■ **Directions**:
Go through the material below and report how many lines contain "this". Give only the number.

■ **Material**:
** Begin **

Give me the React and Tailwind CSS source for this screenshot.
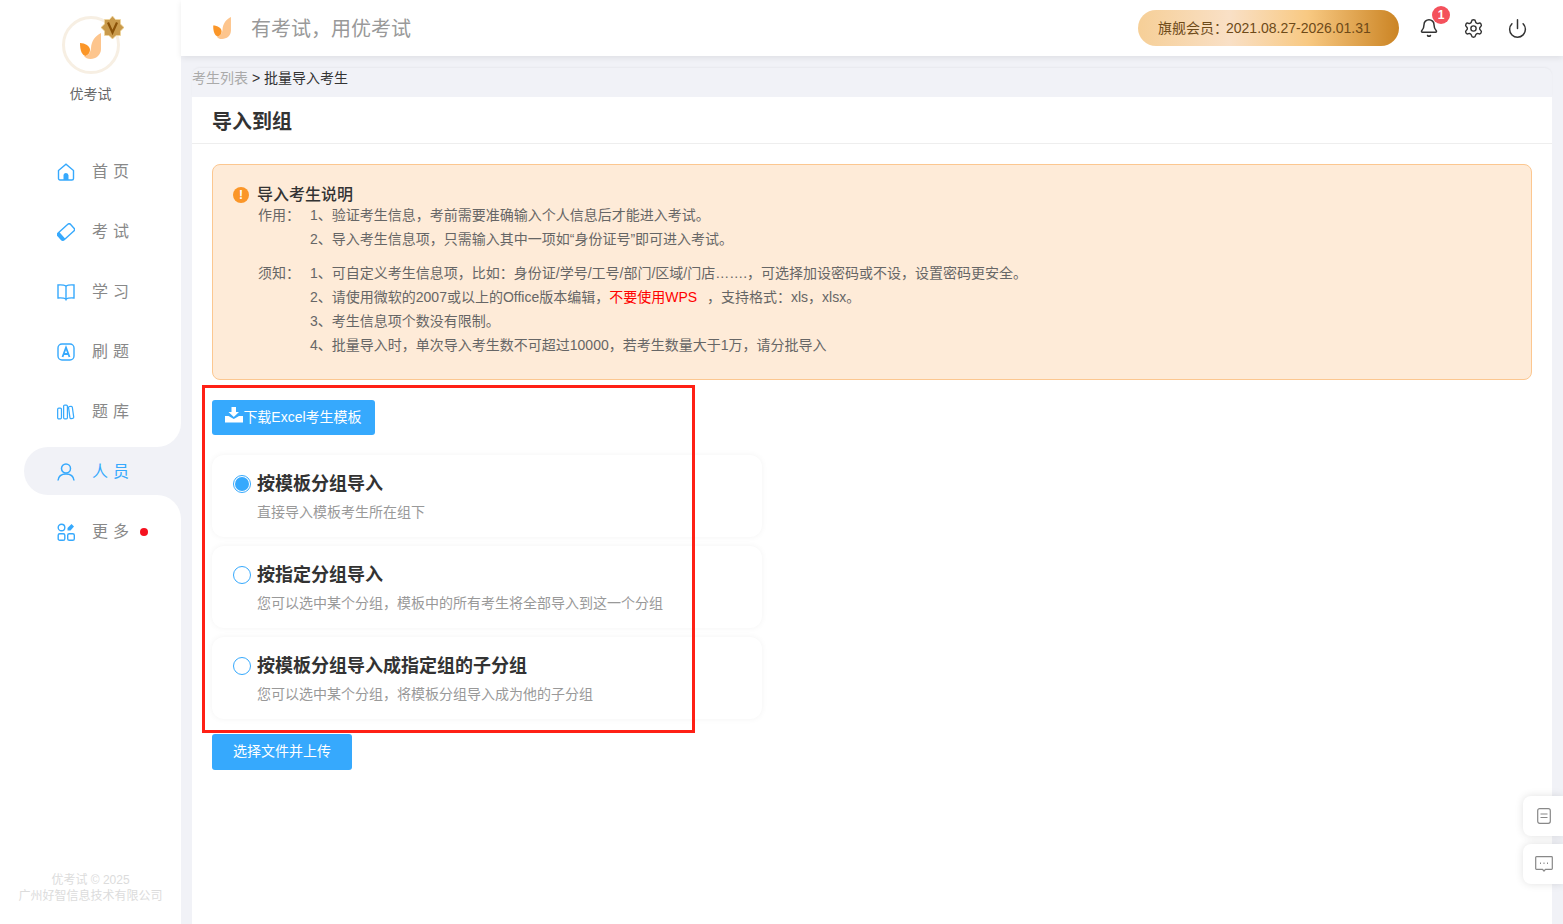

** End **
** Begin **

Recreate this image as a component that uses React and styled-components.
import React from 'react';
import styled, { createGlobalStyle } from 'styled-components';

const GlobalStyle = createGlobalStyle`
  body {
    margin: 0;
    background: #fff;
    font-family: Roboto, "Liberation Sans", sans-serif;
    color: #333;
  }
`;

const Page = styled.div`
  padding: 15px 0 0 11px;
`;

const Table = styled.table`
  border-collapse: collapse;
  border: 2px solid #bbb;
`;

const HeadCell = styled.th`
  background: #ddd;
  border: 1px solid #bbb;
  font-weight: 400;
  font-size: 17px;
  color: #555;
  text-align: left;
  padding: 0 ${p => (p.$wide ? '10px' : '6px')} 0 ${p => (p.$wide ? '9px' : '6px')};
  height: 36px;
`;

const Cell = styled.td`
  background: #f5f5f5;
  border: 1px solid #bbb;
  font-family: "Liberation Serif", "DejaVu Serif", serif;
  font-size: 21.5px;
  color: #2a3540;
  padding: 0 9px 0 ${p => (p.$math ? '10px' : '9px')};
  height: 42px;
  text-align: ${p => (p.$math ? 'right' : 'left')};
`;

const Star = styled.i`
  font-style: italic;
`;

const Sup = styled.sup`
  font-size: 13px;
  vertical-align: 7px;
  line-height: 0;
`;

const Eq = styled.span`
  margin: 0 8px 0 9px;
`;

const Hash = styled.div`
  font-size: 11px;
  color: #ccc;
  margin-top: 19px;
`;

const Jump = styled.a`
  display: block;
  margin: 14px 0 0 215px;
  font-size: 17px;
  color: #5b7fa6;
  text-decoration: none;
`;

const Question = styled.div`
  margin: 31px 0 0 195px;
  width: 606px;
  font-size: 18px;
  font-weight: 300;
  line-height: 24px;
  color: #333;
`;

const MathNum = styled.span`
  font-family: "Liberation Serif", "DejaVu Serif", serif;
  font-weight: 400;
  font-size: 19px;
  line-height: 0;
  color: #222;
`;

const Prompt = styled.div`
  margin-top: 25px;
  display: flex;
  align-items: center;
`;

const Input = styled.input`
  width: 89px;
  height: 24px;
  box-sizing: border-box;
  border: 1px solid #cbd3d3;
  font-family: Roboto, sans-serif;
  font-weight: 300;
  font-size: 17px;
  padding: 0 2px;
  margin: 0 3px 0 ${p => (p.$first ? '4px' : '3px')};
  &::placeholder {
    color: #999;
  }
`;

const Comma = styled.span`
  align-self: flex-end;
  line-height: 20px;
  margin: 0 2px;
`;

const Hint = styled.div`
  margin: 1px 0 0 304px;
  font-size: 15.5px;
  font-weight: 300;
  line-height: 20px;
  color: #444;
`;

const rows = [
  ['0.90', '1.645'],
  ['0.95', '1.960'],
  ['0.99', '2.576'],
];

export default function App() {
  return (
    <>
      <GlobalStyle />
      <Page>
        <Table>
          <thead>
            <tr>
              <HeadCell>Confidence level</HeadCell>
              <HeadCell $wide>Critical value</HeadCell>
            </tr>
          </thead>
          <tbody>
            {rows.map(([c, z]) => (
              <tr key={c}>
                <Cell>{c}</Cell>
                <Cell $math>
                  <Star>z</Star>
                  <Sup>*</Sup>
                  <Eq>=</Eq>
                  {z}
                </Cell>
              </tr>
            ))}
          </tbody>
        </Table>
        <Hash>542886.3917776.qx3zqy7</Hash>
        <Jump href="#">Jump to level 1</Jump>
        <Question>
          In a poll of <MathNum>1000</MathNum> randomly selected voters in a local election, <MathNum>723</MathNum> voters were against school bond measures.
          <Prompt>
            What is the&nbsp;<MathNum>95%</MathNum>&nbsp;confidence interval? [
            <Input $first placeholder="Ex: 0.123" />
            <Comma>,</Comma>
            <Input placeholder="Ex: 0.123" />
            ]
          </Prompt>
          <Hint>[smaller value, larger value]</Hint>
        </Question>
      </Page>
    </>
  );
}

** End **

■ **Correct result**:
2